More generally, I do not think I am ever going to get over my fury when people try to prevent change by hand waving at intimidating-seeming authorities that they do not even understand. Again, it hardly matters whether they know better, because their ignorance is willful and the citation of authorities they know little about is intentional. It is just fear of change, fear of thoughtful deliberation and an unwillingness to take responsibility for maintaining a their preferred (and problematic) status quo.

One of my little pet peeves is when athletes say that they to be more consistent at something that that have long been consistently mediocre or bad at. I agree that they need to be better, but I don’t think that the problem has been consistency. Heck, a basketball player going from a 23% 3-points shooter to a 35% 3-point shooter has not even become more consistent, even though that would constitute a rather large improvement. 

Words have meanings, and while I love metaphorical language, when words with rather precise meanings are expanded, our ability to express precise things is diminished. I find that frustrating—perhaps because I was raised by a lawyer and perhaps because I was such a math and science kid growing up.

But the fact is, that words can have different meanings in different contexts. This is certainly true when words have technical meanings in expert fields and also have lay meaning for the general public. 

Reliability is one of those words, and it is a very important technical word in the field of educational and psychological testing. And yet, it is also a middle school level word that refers to trustworthiness. 

In everyday use, a reliable person is someone you can trust to be there and to do the right thing. It is not just consistency, but also usefulness and worthiness. 

But the statistical term, as used in many technical fields, merely means consistency. Something can be consistently off by the same amount, and that would be reliable. Statistical reliability is only about consistency, regardless of appropriateness, precision, or actual accuracy. Under this definition, a car that only—but always—starts up when it is over 90 degrees outside is a reliable car. Moreover, it would be more reliable if it only started up when the temperature was over 100 degrees, and most reliable if it never started up at all. After all, that would be perfectly consistent—consistency useless.

This is a particularly important gap in meaning in my field because when psychometricians insist on maximizing reliability, that sounds really good to a lay audience who does not appreciate the difference between the everyday term and the statistical term. Psychometricians want consistency, even if it means consistently the wrong thing or leaving out the most important stuff because it hurts the consistency of the test. They say they are increasing reliability, and they are not lying. Heck, I am sympathetic to their use of the term as it is also what I tend to think the term means, too. That math kid started taking advanced Probability and Statistics courses nearly 40 years ago. That meaning is what I have in my head when basketball players talk about being a more consistent shooter.

I think a lot about important technical problems with how psychometricians’ focus on that statistical idea of reliability leads to worse tests, but perhaps the bigger problem is how their different meaning of reliability misinforms policy-makers and the broader public about what they are even trying to do. The broader public and policy makers are the real audience for our tests, and we should be mindful of how they hear what we are saying. 

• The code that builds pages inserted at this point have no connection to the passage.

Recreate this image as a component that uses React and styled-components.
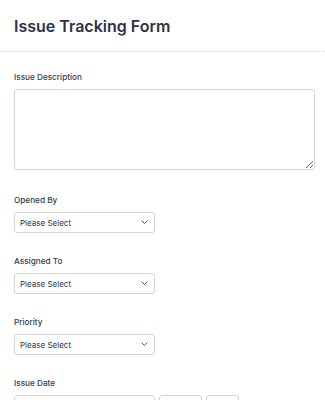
import styled, { createGlobalStyle } from "styled-components";

const GlobalStyle = createGlobalStyle`
  body {
    margin: 0;
    background: #fff;
    font-family: Inter, "Noto Sans", sans-serif;
    color: #2c3345;
    overflow: hidden;
  }
  * { box-sizing: border-box; }
`;

const Header = styled.div`
  padding: 16px 14px 0;
  height: 52px;
  border-bottom: 1px dotted #d6d9e0;
`;

const Title = styled.h1`
  margin: 0;
  font-size: 16px;
  line-height: 20px;
  font-weight: 600;
  color: #2c3345;
`;

const Form = styled.form`
  display: flex;
  flex-direction: column;
  gap: 22px;
  padding: 19px 14px 0;
`;

const Field = styled.div`
  display: flex;
  flex-direction: column;
  gap: 6px;
`;

const Label = styled.label`
  font-size: 8.2px;
  line-height: 12px;
  font-weight: 500;
  color: #363c4e;
`;

const TextArea = styled.textarea`
  width: 301px;
  height: 81px;
  margin-bottom: 2px;
  border: 1px solid #d0d4de;
  border-radius: 3px;
  resize: vertical;
  font-family: inherit;
  outline: none;
`;

const SelectBox = styled.div`
  width: ${(p) => p.$w || 141}px;
  height: 21px;
  border: 1px solid #d0d4de;
  border-radius: 3px;
  display: flex;
  align-items: center;
  justify-content: space-between;
  padding: 0 6px 0 5px;
  font-size: 8px;
  color: #2c3345;
  background: #fff;
`;

const Row = styled.div`
  display: flex;
  gap: 4px;
`;

const Chevron = () => (
  <svg width="7" height="5" viewBox="0 0 7 5" fill="none">
    <path d="M1 1l2.5 2.5L6 1" stroke="#4a5164" strokeWidth="1" strokeLinecap="round" strokeLinejoin="round" />
  </svg>
);

const Select = ({ text }) => (
  <SelectBox>
    <span>{text}</span>
    <Chevron />
  </SelectBox>
);

const App = () => {
  return (
    <>
      <GlobalStyle />
      <Header>
        <Title>Issue Tracking Form</Title>
      </Header>
      <Form>
        <Field>
          <Label>Issue Description</Label>
          <TextArea />
        </Field>
        <Field>
          <Label>Opened By</Label>
          <Select text="Please Select" />
        </Field>
        <Field>
          <Label>Assigned To</Label>
          <Select text="Please Select" />
        </Field>
        <Field>
          <Label>Priority</Label>
          <Select text="Please Select" />
        </Field>
        <Field>
          <Label>Issue Date</Label>
          <Row>
            <SelectBox $w={141} />
            <SelectBox $w={43} />
            <SelectBox $w={33} />
          </Row>
        </Field>
      </Form>
    </>
  );
};

export default App;
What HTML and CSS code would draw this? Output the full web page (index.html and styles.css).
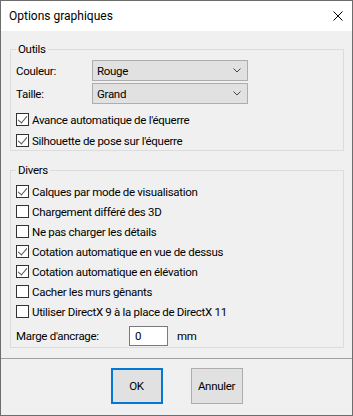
FILE: index.html
```html
<!DOCTYPE html>
<html lang="fr">
<head>
<meta charset="utf-8">
<title>Options graphiques</title>
<link rel="stylesheet" href="styles.css">
</head>
<body>
<div class="window">
  <div class="titlebar">
    <span class="title">Options graphiques</span>
    <svg class="close" width="10" height="10" viewBox="0 0 10 10"><path d="M0.5 0.5L9.5 9.5M9.5 0.5L0.5 9.5" stroke="#000" stroke-width="1" fill="none"/></svg>
  </div>
  <div class="content">
    <fieldset class="group group-tools">
      <legend>Outils</legend>
      <div class="field-grid">
        <label class="field-label">Couleur:</label>
        <div class="select"><span>Rouge</span><svg width="8" height="5" viewBox="0 0 8 5"><path d="M0.5 0.5L4 4L7.5 0.5" stroke="#444" fill="none"/></svg></div>
        <label class="field-label">Taille:</label>
        <div class="select"><span>Grand</span><svg width="8" height="5" viewBox="0 0 8 5"><path d="M0.5 0.5L4 4L7.5 0.5" stroke="#444" fill="none"/></svg></div>
      </div>
      <div class="checks">
        <div class="check-row"><span class="box checked"></span><span>Avance automatique de l'équerre</span></div>
        <div class="check-row"><span class="box checked"></span><span>Silhouette de pose sur l'équerre</span></div>
      </div>
    </fieldset>
    <fieldset class="group group-misc">
      <legend>Divers</legend>
      <div class="checks">
        <div class="check-row"><span class="box checked"></span><span>Calques par mode de visualisation</span></div>
        <div class="check-row"><span class="box"></span><span>Chargement différé des 3D</span></div>
        <div class="check-row"><span class="box"></span><span>Ne pas charger les détails</span></div>
        <div class="check-row"><span class="box checked"></span><span>Cotation automatique en vue de dessus</span></div>
        <div class="check-row"><span class="box checked"></span><span>Cotation automatique en élévation</span></div>
        <div class="check-row"><span class="box"></span><span>Cacher les murs gênants</span></div>
        <div class="check-row"><span class="box"></span><span>Utiliser DirectX 9 à la place de DirectX 11</span></div>
      </div>
      <div class="margin-row">
        <span class="margin-label">Marge d'ancrage:</span>
        <span class="text-input">0</span>
        <span class="unit">mm</span>
      </div>
    </fieldset>
  </div>
  <div class="footer">
    <button class="btn btn-default">OK</button>
    <button class="btn">Annuler</button>
  </div>
</div>
</body>
</html>
```
FILE: styles.css
```css
* { box-sizing: border-box; }
html, body { margin: 0; padding: 0; }
body {
  font-family: Roboto, "Noto Sans", sans-serif;
  font-size: 11.5px;
  letter-spacing: -0.3px;
  color: #000;
  background: #fff;
}
.window {
  width: 353px;
  height: 416px;
  border: 1px solid #6d6d6d;
  background: #f0f0f0;
  display: flex;
  flex-direction: column;
}
.titlebar {
  height: 30px;
  flex: none;
  background: #fff;
  display: flex;
  align-items: center;
  justify-content: space-between;
  padding: 0 9px 0 8px;
}
.title { font-size: 12px; line-height: 16px; letter-spacing: 0; }
.close { display: block; }
.content {
  flex: 1;
  min-height: 0;
  padding: 10px 8px 0 9px;
  display: flex;
  flex-direction: column;
}
.group {
  margin: 0;
  border: 1px solid #dcdcdc;
  padding: 3px 6px 1px 5px;
  min-width: 0;
}
.group legend {
  padding: 0 2px;
  line-height: 16px;
}
.group-misc {
  margin-top: 11px;
  padding-top: 5px;
  padding-bottom: 1px;
}
.field-grid {
  display: grid;
  grid-template-columns: 76px 156px;
  row-gap: 2px;
  align-items: center;
}
.field-label { line-height: 16px; }
.select {
  height: 21px;
  border: 1px solid #adadad;
  background: #e1e1e1;
  display: flex;
  align-items: center;
  justify-content: space-between;
  padding: 0 6px 0 4px;
}
.select svg { display: block; }
.checks {
  display: flex;
  flex-direction: column;
  gap: 3px;
}
.group-tools .checks { margin-top: 7px; gap: 4px; }
.check-row {
  height: 17px;
  display: flex;
  align-items: center;
  gap: 3px;
}
.box {
  width: 13px;
  height: 13px;
  border: 1px solid #333;
  background: #fff;
  flex: none;
  position: relative;
}
.box.checked::after {
  content: "";
  position: absolute;
  left: 3px;
  top: 0px;
  width: 4px;
  height: 8px;
  border: solid #555;
  border-width: 0 1px 1px 0;
  transform: rotate(40deg);
}
.margin-row {
  display: flex;
  align-items: center;
  margin-top: 6px;
  height: 20px;
}
.margin-label { width: 113px; }
.text-input {
  width: 39px;
  height: 20px;
  border: 1px solid #7a7a7a;
  background: #fff;
  padding-left: 5px;
  line-height: 18px;
}
.unit { margin-left: 9px; }
.footer {
  flex: none;
  height: 57px;
  border-top: 1px solid #a0a0a0;
  display: flex;
  justify-content: center;
  gap: 28px;
  padding-top: 9px;
}
.btn {
  width: 52px;
  height: 36px;
  border: 1px solid #adadad;
  background: #e1e1e1;
  font: inherit;
  letter-spacing: inherit;
  color: #000;
  padding: 0;
}
.btn-default {
  border: 2px solid #0078d7;
}
```
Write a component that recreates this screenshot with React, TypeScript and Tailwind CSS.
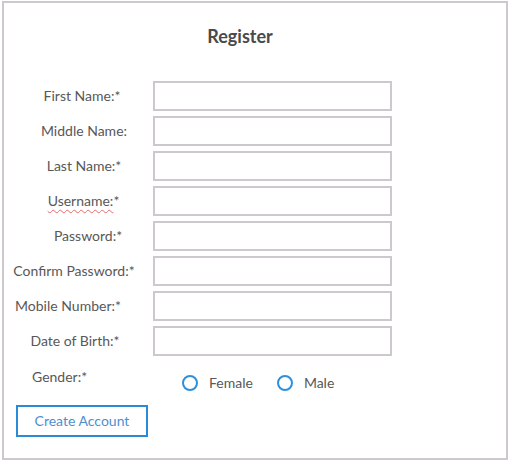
const fields: { label: string; required: boolean; shift: string; spell?: boolean }[] = [
  { label: 'First Name:', required: true, shift: 'pl-[12px]' },
  { label: 'Middle Name:', required: false, shift: 'pl-[16px]' },
  { label: 'Last Name:', required: true, shift: 'pl-[16px]' },
  { label: 'Username:', required: true, shift: 'pl-[15px]', spell: true },
  { label: 'Password:', required: true, shift: 'pl-[24px]' },
  { label: 'Confirm Password:', required: true, shift: 'pr-[4px]' },
  { label: 'Mobile Number:', required: true, shift: 'pr-[16px]' },
  { label: 'Date of Birth:', required: true, shift: 'pr-[2px]' },
];

function Radio({ label }: { label: string }) {
  return (
    <label className="flex items-center gap-[11px]">
      <span className="w-4 h-4 rounded-full border-2 border-[#2f8fd9] bg-white" />
      <span>{label}</span>
    </label>
  );
}

export default function App() {
  return (
    <div className="min-h-[461px] bg-white pt-px pl-[2px] font-['Lato',sans-serif] text-[14px] leading-5 text-[#585858]">
      <div className="w-[506px] h-[459px] border-2 border-[#cdc8ce] pt-[21px] pl-px">
        {/* Header */}
        <h1 className="w-[470px] text-center text-[18px] leading-6 font-bold text-[#4a4a4a]">
          Register
        </h1>

        {/* Fields */}
        <div className="mt-[33px] flex flex-col gap-[5px]">
          {fields.map((f) => (
            <div key={f.label} className="flex items-center gap-[6px]">
              <div className={`w-[142px] text-center ${f.shift}`}>
                <span
                  className={
                    f.spell
                      ? 'underline decoration-wavy decoration-[#e86a6a] decoration-1 underline-offset-[3px]'
                      : ''
                  }
                >
                  {f.label}
                </span>
                {f.required && '*'}
              </div>
              <input
                type="text"
                className="w-[239px] h-[30px] border-2 border-[#cdc8ce] bg-white outline-none px-2"
              />
            </div>
          ))}
        </div>

        {/* Gender */}
        <div className="mt-[11px] flex items-start">
          <div className="w-[148px] pl-[27px]">Gender:*</div>
          <div className="mt-[6px] pl-[29px] flex items-center gap-[24px]">
            <Radio label="Female" />
            <Radio label="Male" />
          </div>
        </div>

        <button className="mt-[12px] ml-[11px] w-[132px] h-[32px] border-2 border-[#2b8ad6] text-[#4d8fcf] bg-white">
          Create Account
        </button>
      </div>
    </div>
  );
}
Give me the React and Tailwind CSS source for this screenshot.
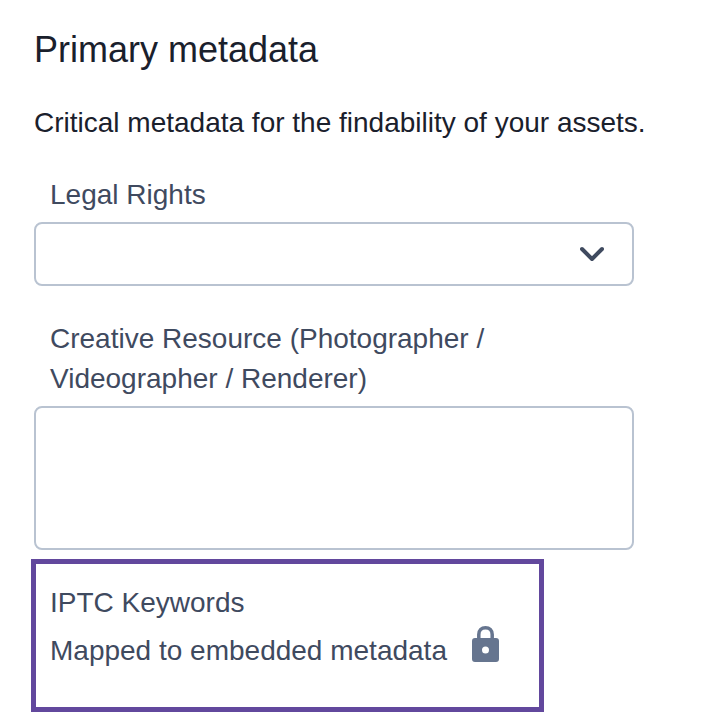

We need cognitive tests because we cannot read people’s minds. Instead, we have to find evidence that supports various inferences we might want to make—or that refutes them. This dilemma of not being able to read minds is not limited to testing.

Hanlon’s Razor

Hanlon’s Razor advises, “Never attribute to malice that which is adequately explained by stupidity.” But the idea goes back much further. In the 19th century, H. G. Wells wrote, “There is very little deliberate wickedness in the world. The stupidity of our selfishness gives much the same results indeed, but in the ethical laboratory it shows a different nature.”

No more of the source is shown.